2024-12-27
Cgroup V2 memory limits and their potential for thrashing
Recently I read 32 MiB Working Sets on a 64 GiB machine (via), which recounts how under some situations, Windows could limit the working set ('resident set') of programs to 32 MiB, resulting in a lot of CPU time being spent on soft (or 'minor') page faults. On Linux, you can do similar things to limit memory usage of a program or an entire cgroup, for example through systemd, and it occurred to me to wonder if you can get the same thrashing effect with cgroup V2 memory limits. Broadly, I believe that the answer depends on what you're using the memory for and what you use to set limits, and it's certainly possible to wind up setting limits so that you get thrashing.
(As a result, this is now something that I'll want to think about when setting cgroup memory limits, and maybe watch out for.)
Cgroup V2 doesn't have anything that directly limits a cgroup's
working set (what is usually called the 'resident set size' (RSS) on Unix systems). The closest it has
is memory.high
, which throttles a cgroup's memory usage and puts
it under heavy memory reclaim pressure when it hits this high limit.
What happens next depends on what sort of memory pages are being
reclaimed from the process. If they are backed by files (for example,
they're pages from the program, shared libraries, or memory mapped
files), they will be dropped from the process's resident set but
may stay in memory so it's only a soft page fault when they're next
accessed. However, if they're anonymous pages of memory the process
has allocated, they must be written to swap (if there's room for
them) and I don't know if the original pages stay in memory afterward
(and so are eligible for a soft page fault when next accessed). If
the process keeps accessing anonymous pages that were previously
reclaimed, it will thrash on either soft or hard page faults.

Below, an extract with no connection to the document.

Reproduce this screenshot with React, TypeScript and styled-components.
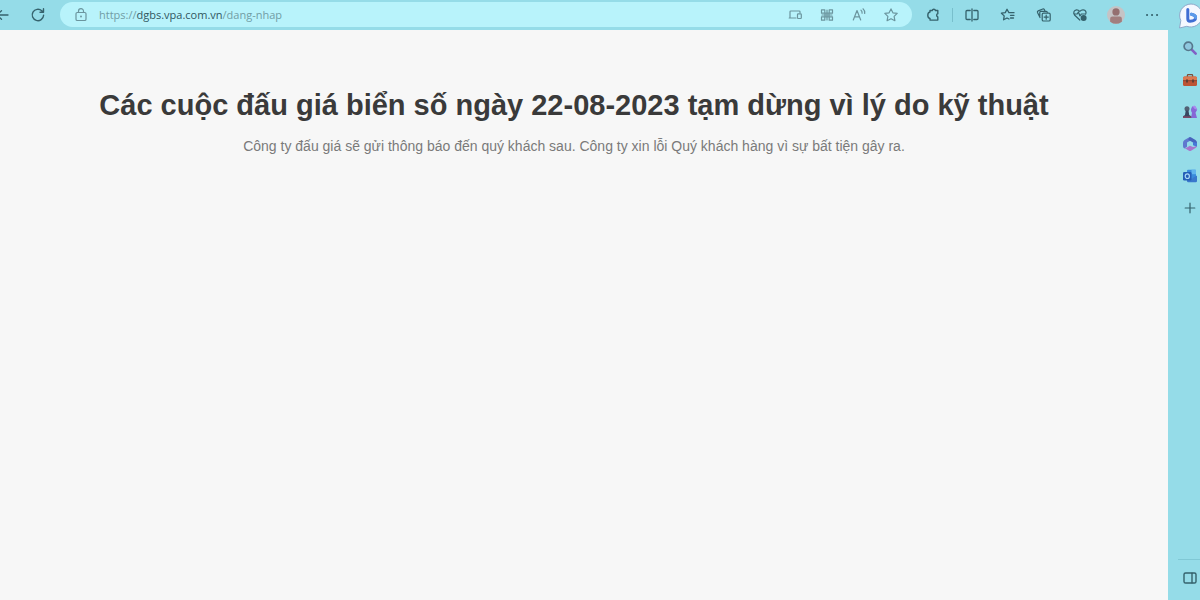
import React from "react";
import styled, { createGlobalStyle } from "styled-components";

const GlobalStyle = createGlobalStyle`
  * { box-sizing: border-box; }
  body { margin: 0; background: #f7f7f7; }
`;

const Window = styled.div`
  display: flex;
  min-height: 100vh;
  overflow: hidden;
  font-family: "Open Sans", "Liberation Sans", sans-serif;
`;

const MainColumn = styled.div`
  flex: 1;
  min-width: 0;
  display: flex;
  flex-direction: column;
`;

const Toolbar = styled.header`
  display: flex;
  align-items: center;
  height: 30px;
  padding: 0 4px 1px 0;
  background: #95dce8;
  overflow: hidden;
`;

const IconButton = styled.button<{ $tone?: string; $width?: number }>`
  display: flex;
  align-items: center;
  justify-content: center;
  flex: none;
  width: ${(p) => p.$width ?? 24}px;
  height: 24px;
  padding: 0;
  border: 0;
  background: none;
  color: ${(p) => p.$tone ?? "#35626c"};
`;

const Navigation = styled.nav`
  display: flex;
  gap: 14px;
  flex: none;
  width: 60px;
`;

const AddressBar = styled.div`
  flex: 1;
  min-width: 0;
  display: flex;
  align-items: center;
  height: 25px;
  padding: 0 5px 0 9px;
  border-radius: 13px;
  background: #b8f3fb;
`;

const Address = styled.a`
  flex: 1;
  min-width: 0;
  margin-left: 6px;
  overflow: hidden;
  white-space: nowrap;
  font-size: 11px;
  line-height: 16px;
  color: #719da5;
  text-decoration: none;
`;

const Host = styled.span`
  color: #30565f;
`;

const Actions = styled.div`
  display: flex;
  align-items: center;
  gap: 12px;
`;

const Extensions = styled.div`
  display: flex;
  align-items: center;
  gap: 7px;
  padding: 0 7px 0 9px;
`;

const Divider = styled.span`
  width: 1px;
  height: 14px;
  background: #78bfcc;
`;

const Page = styled.main`
  flex: 1;
  padding: 57px 20px 20px;
  background: #f7f7f7;
  font-family: "Liberation Sans", Arial, sans-serif;
  text-align: center;
`;

const PageBody = styled.section`
  padding-right: 20px;
`;

const Title = styled.h1`
  margin: 0;
  font-size: 29px;
  line-height: 36px;
  font-weight: 700;
  color: #3a3a3a;
`;

const Message = styled.p`
  margin: 13px 0 0;
  font-size: 14px;
  line-height: 20px;
  color: #7a7a7a;
`;

const Sidebar = styled.aside`
  flex: none;
  display: flex;
  flex-direction: column;
  justify-content: space-between;
  width: 32px;
  background: #95dce8;
  overflow: hidden;
`;

const SidebarGroup = styled.div`
  display: flex;
  flex-direction: column;
  gap: 8px;
  padding: 4px 0 0 10px;
`;

const SidebarFooter = styled.div`
  margin-left: 10px;
  padding: 6px 0 10px;
  border-top: 1px solid #80c8d5;
`;

type DrawingProps = { size?: number; children: React.ReactNode };

const Glyph = ({ size = 16, children }: DrawingProps) => (
  <svg
    width={size}
    height={size}
    viewBox="0 0 16 16"
    fill="none"
    stroke="currentColor"
    strokeWidth="1.2"
    strokeLinecap="round"
    strokeLinejoin="round"
    aria-hidden="true"
  >
    {children}
  </svg>
);

const Drawing = ({ size = 16, children }: DrawingProps) => (
  <svg width={size} height={size} viewBox="0 0 16 16" fill="none" aria-hidden="true">
    {children}
  </svg>
);

const muted = "#6b959e";

export default function App() {
  return (
    <>
      <GlobalStyle />
      <Window>
        <MainColumn>
          <Toolbar>
            <Navigation>
              <IconButton $width={12} aria-label="Back">
                <svg width="12" height="14" viewBox="0 0 12 14" fill="none" stroke="currentColor" strokeWidth="1.3" strokeLinecap="round" aria-hidden="true">
                  <path d="M-3 7H8M-3 7L1.5 2.8M-3 7L1.5 11.2" />
                </svg>
              </IconButton>
              <IconButton aria-label="Refresh">
                <Glyph>
                  <path d="M13.6 8.3A5.7 5.7 0 1 1 11.8 3.8L13.4 5.3M13.5 1.8V5.3H10" strokeWidth="1.4" />
                </Glyph>
              </IconButton>
            </Navigation>

            <AddressBar>
              <IconButton $tone={muted} aria-label="Site information">
                <Glyph>
                  <rect x="3" y="5.5" width="10" height="8" rx="1.3" />
                  <path d="M5.5 5.3V4.2a2.5 2.5 0 0 1 5 0v1.1" />
                  <circle cx="8" cy="9.5" r=".4" fill="currentColor" />
                </Glyph>
              </IconButton>
              <Address href="https://dgbs.vpa.com.vn/dang-nhap">
                https://<Host>dgbs.vpa.com.vn</Host>/dang-nhap
              </Address>
              <IconButton $tone={muted} $width={32} aria-label="Send to device">
                <Glyph>
                  <path d="M9 11H2.2M3 10.8V4.8q0-.8.8-.8h8.4q.8 0 .8.8v1" />
                  <rect x="10.5" y="6.8" width="3.8" height="4.7" rx=".7" />
                </Glyph>
              </IconButton>
              <IconButton $tone={muted} $width={32} aria-label="Apps">
                <Glyph>
                  <path d="M2.5 2.8h3.3v3.4H2.5zM10.2 2.8h3.3v3.4h-3.3zM2.5 9.8h3.3v3.4H2.5zM10.2 9.8h3.3v3.4h-3.3zM6 6.2h4v3.6H6zM3 8h10M8 3v10" />
                </Glyph>
              </IconButton>
              <IconButton $tone={muted} $width={32} aria-label="Read aloud">
                <Glyph>
                  <path d="M2.3 13L6 3.5L9.7 13M3.6 9.8h4.8M10 3.2q1.3 1 1.1 3M12 1.8q2 1.8 1.7 4.7" />
                </Glyph>
              </IconButton>
              <IconButton $tone={muted} $width={32} aria-label="Add to favorites">
                <Glyph>
                  <path d="M8 1.9l1.9 3.9 4.3.6-3.1 3 .8 4.3L8 11.7l-3.9 2 .8-4.3-3.1-3 4.3-.6z" />
                </Glyph>
              </IconButton>
            </AddressBar>

            <Extensions>
              <IconButton aria-label="Extensions">
                <Glyph>
                  <path d="M5 3.5h2.2a1.7 1.7 0 0 1 3.3 0h2.3v3.2a1.7 1.7 0 0 0 0 3.2v3.2H5V11.5Q2.8 11 2.8 8.2T5 5z" strokeWidth="1.4" />
                </Glyph>
              </IconButton>
              <Divider />
            </Extensions>

            <Actions>
              <IconButton aria-label="Split screen">
                <Glyph>
                  <path d="M6.2 3.5H3q-1 0-1 1v7q0 1 1 1h3.2M9.8 3.5H13q1 0 1 1v7q0 1-1 1H9.8M8 2v12" strokeWidth="1.3" />
                </Glyph>
              </IconButton>
              <IconButton aria-label="Favorites">
                <Glyph>
                  <path d="M9 5.7h5M10.5 8.3h3.5M10.5 11h3M8.8 5.5L7 2.2 5.3 5.6l-3.9.6 2.8 2.7-.6 3.9L7 11l2 1" strokeWidth="1.3" />
                </Glyph>
              </IconButton>
              <IconButton aria-label="Collections">
                <Glyph>
                  <path d="M4 10.5L1.5 5.5Q1.1 4.4 2.2 3.9L6.8 2q1-.4 1.5.5l.5 1M3.8 9.5V5.3q0-1 1-1h5.5q1 0 1 1" />
                  <rect x="6.2" y="6.2" width="8" height="7.8" rx="1.3" />
                  <path d="M10.2 8v4.2M8.1 10.1h4.2" />
                </Glyph>
              </IconButton>
              <IconButton aria-label="Browser essentials">
                <Glyph>
                  <path d="M7.8 13L2.5 8C.9 5.8 2 3 4.5 2.8q1.8-.1 3.3 1.5Q9.3 2.7 11.2 2.8C13.7 3 14.7 5.3 13.6 7.2M2.5 7h2.7l1.2-2 1.6 4L9.3 7h3.5" />
                  <circle cx="11.6" cy="11" r="3" fill="currentColor" stroke="none" />
                </Glyph>
              </IconButton>
              <IconButton aria-label="Profile">
                <Drawing size={20}>
                  <circle cx="8" cy="8" r="7.2" fill="#c5c3c5" />
                  <circle cx="8" cy="5.5" r="2.9" fill="#946f70" />
                  <path d="M3.3 13.3V11q0-1.8 1.8-1.8h5.8q1.8 0 1.8 1.8v2.3Q8 16.8 3.3 13.3z" fill="#a17e7e" />
                </Drawing>
              </IconButton>
              <IconButton aria-label="Settings and more">
                <Glyph>
                  <path d="M3 8h.1M8 8h.1M13 8h.1" strokeWidth="2" />
                </Glyph>
              </IconButton>
            </Actions>
          </Toolbar>

          <Page>
            <PageBody>
              <Title>Các cuộc đấu giá biển số ngày 22-08-2023 tạm dừng vì lý do kỹ thuật</Title>
              <Message>
                Công ty đấu giá sẽ gửi thông báo đến quý khách sau. Công ty xin lỗi Quý khách hàng vì sự bất tiện gây ra.
              </Message>
            </PageBody>
          </Page>
        </MainColumn>

        <Sidebar>
          <SidebarGroup>
            <IconButton aria-label="Bing chat">
              <svg width="24" height="26" viewBox="0 0 24 26" aria-hidden="true">
                <path d="M13 1a11.5 11.5 0 1 1-4.2 22.3L1.5 25 2.8 17.6A11.5 11.5 0 0 1 13 1z" fill="#f4f8ff" stroke="#8fa9ca" />
                <path d="M9.8 6.5v9.3q0 2.4 2.2 2.4 5.6-.2 5.6-3.8 0-2.4-4.2-3.2" fill="none" stroke="#3f6ed3" strokeWidth="3" strokeLinecap="round" strokeLinejoin="round" />
                <path d="M13.4 11.2q4.2.8 4.2 3.2" fill="none" stroke="#5b9bea" strokeWidth="3" strokeLinecap="round" />
              </svg>
            </IconButton>
            <IconButton aria-label="Search">
              <Drawing>
                <path d="M9.7 9.7l4 4" stroke="#8160c5" strokeWidth="2.6" strokeLinecap="round" />
                <circle cx="6.3" cy="6.3" r="4.2" fill="#8fc8df" stroke="#56788c" strokeWidth="1.7" />
              </Drawing>
            </IconButton>
            <IconButton aria-label="Shopping">
              <Drawing>
                <path d="M5.4 5V3.5q0-.8.8-.8h3.6q.8 0 .8.8V5" stroke="#794f3c" strokeWidth="1.3" />
                <rect x="1" y="4.5" width="14" height="9.5" rx="1.5" fill="#bc5435" />
                <path d="M1 6q0-1.5 1.5-1.5h11Q15 4.5 15 6v2.7H1z" fill="#db7951" />
                <path d="M1 8.7h14" stroke="#8a4130" />
                <rect x="4" y="7.5" width="2" height="3" fill="#633d33" />
                <rect x="10" y="7.5" width="2" height="3" fill="#633d33" />
              </Drawing>
            </IconButton>
            <IconButton aria-label="Games">
              <Drawing>
                <path d="M9 14l1-5.2Q7.7 5.5 10.5 2.2l3 .2 1.7 3.3-1.7 3L15 14z" fill="#8668d6" />
                <path d="M10.5 2.2l2.1-.7 1.6 2 1 2.2-2.5-.6z" fill="#ab8aef" />
                <circle cx="5" cy="4.8" r="2.5" fill="#526074" />
                <path d="M3.7 6.5h2.8l.7 4.5 2 1.2V14H1v-1.8L3 11z" fill="#384860" />
                <path d="M1 12.3h8.2V14H1z" fill="#7c4966" />
              </Drawing>
            </IconButton>
            <IconButton aria-label="Microsoft 365">
              <Drawing>
                <path d="M7.3 1.2L2.5 4Q1 5 1 6.8v3.5q0 1.4 1.3 2.1L5 10.7V6.5l4-2.3z" fill="#6078cf" />
                <path d="M7.3 1.2q.7-.5 1.5 0L13.5 4Q15 5 15 6.8v3.5l-4-1.6V6.4L6.2 3.8z" fill="#4864bd" />
                <path d="M15 9.2q0 1.9-1.5 2.8l-4.5 2.7q-1 .6-2 0L2.5 12q1.7.3 3.2-.9l2.3-1.4 3 1.3q2 .1 4-1.8z" fill="#a974cc" />
                <path d="M11 6l4 1v3.4l-4-1.2z" fill="#4678d8" />
              </Drawing>
            </IconButton>
            <IconButton aria-label="Outlook">
              <Drawing>
                <rect x="5" y="1.7" width="9" height="9" rx="1" fill="#3a8bdb" />
                <path d="M9.5 1.7H14v4.5H9.5z" fill="#62b5ed" />
                <path d="M5 8l5 2.5L15 7.5V13q0 1.3-1.3 1.3H6.3Q5 14.3 5 13z" fill="#3978cc" />
                <rect x="1" y="4" width="8.5" height="8.5" rx="1.2" fill="#245eb7" />
                <ellipse cx="5.3" cy="8.2" rx="2.1" ry="2.3" stroke="#a9d6f5" strokeWidth="1.2" />
              </Drawing>
            </IconButton>
            <IconButton aria-label="Customize sidebar">
              <Glyph>
                <path d="M8 3.2v9.6M3.2 8h9.6" />
              </Glyph>
            </IconButton>
          </SidebarGroup>
          <SidebarFooter>
            <IconButton aria-label="Toggle sidebar">
              <Glyph>
                <rect x="2" y="3" width="12" height="10" rx="1.6" strokeWidth="1.4" />
                <path d="M10 3.3v9.4" strokeWidth="1.4" />
              </Glyph>
            </IconButton>
          </SidebarFooter>
        </Sidebar>
      </Window>
    </>
  );
}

(The memory.high limit is set by systemd's MemoryHigh=
.)
However, the memory usage of a cgroup is not necessarily in ordinary process memory that counts for RSS; it can be in all sorts of kernel caches and structures. The memory.high limit affects all of them and will generally shrink all of them, so in practice what it actually limits depends partly on what the processes in the cgroup are doing and what sort of memory that allocates. Some of this memory can also thrash like user memory does (for example, memory for disk cache), but some won't necessarily (I believe shrinking some sorts of memory usage discards the memory outright).
Since memory.high
is to a certain degree advisory and doesn't
guarantee that the cgroup never goes over this memory usage, I think
people more commonly use memory.max
(for example, via the systemd
MemoryMax=
setting). This is a hard limit and will kill programs in the cgroup
if they push hard on going over it; however, the memory system will
try to reduce usage with other measures, including pushing pages
into swap space. In theory this could result in either swap thrashing
or soft page fault thrashing, if the memory usage was just right.

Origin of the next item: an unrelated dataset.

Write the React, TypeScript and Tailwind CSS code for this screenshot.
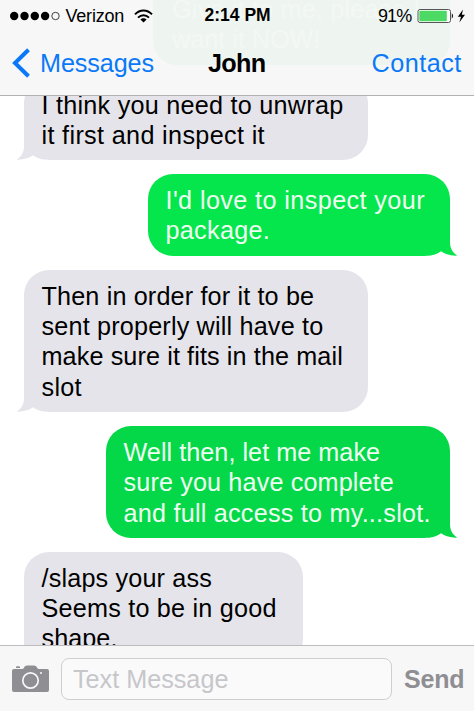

However, in our environments cgroups that hit memory.max
generally
wind up having programs killed rather than sitting there thrashing
(at least for very long). This is probably partly because we don't
configure much swap space on our servers, so there's not much room
between hitting memory.max
with swap available and exhausting the
swap space too.
My view is that this generally makes it better to set memory.max
than memory.high
. If you have a cgroup that overruns whatever
limit you're setting, using memory.high
is much more likely to
cause some sort of thrashing because it never kills processes (the
kernel documentation even tells you that memory.high
should be
used with some sort of monitoring to 'alleviate heavy reclaim
pressure', ie either raise the limit or actually kill things). In
a past entry I set MemoryHigh= to a
bit less than my MemoryMax setting, but I don't think I'll do that
in the future; any gap between memory.high and memory.max is an
opportunity for thrashing through that 'heavy reclaim pressure'.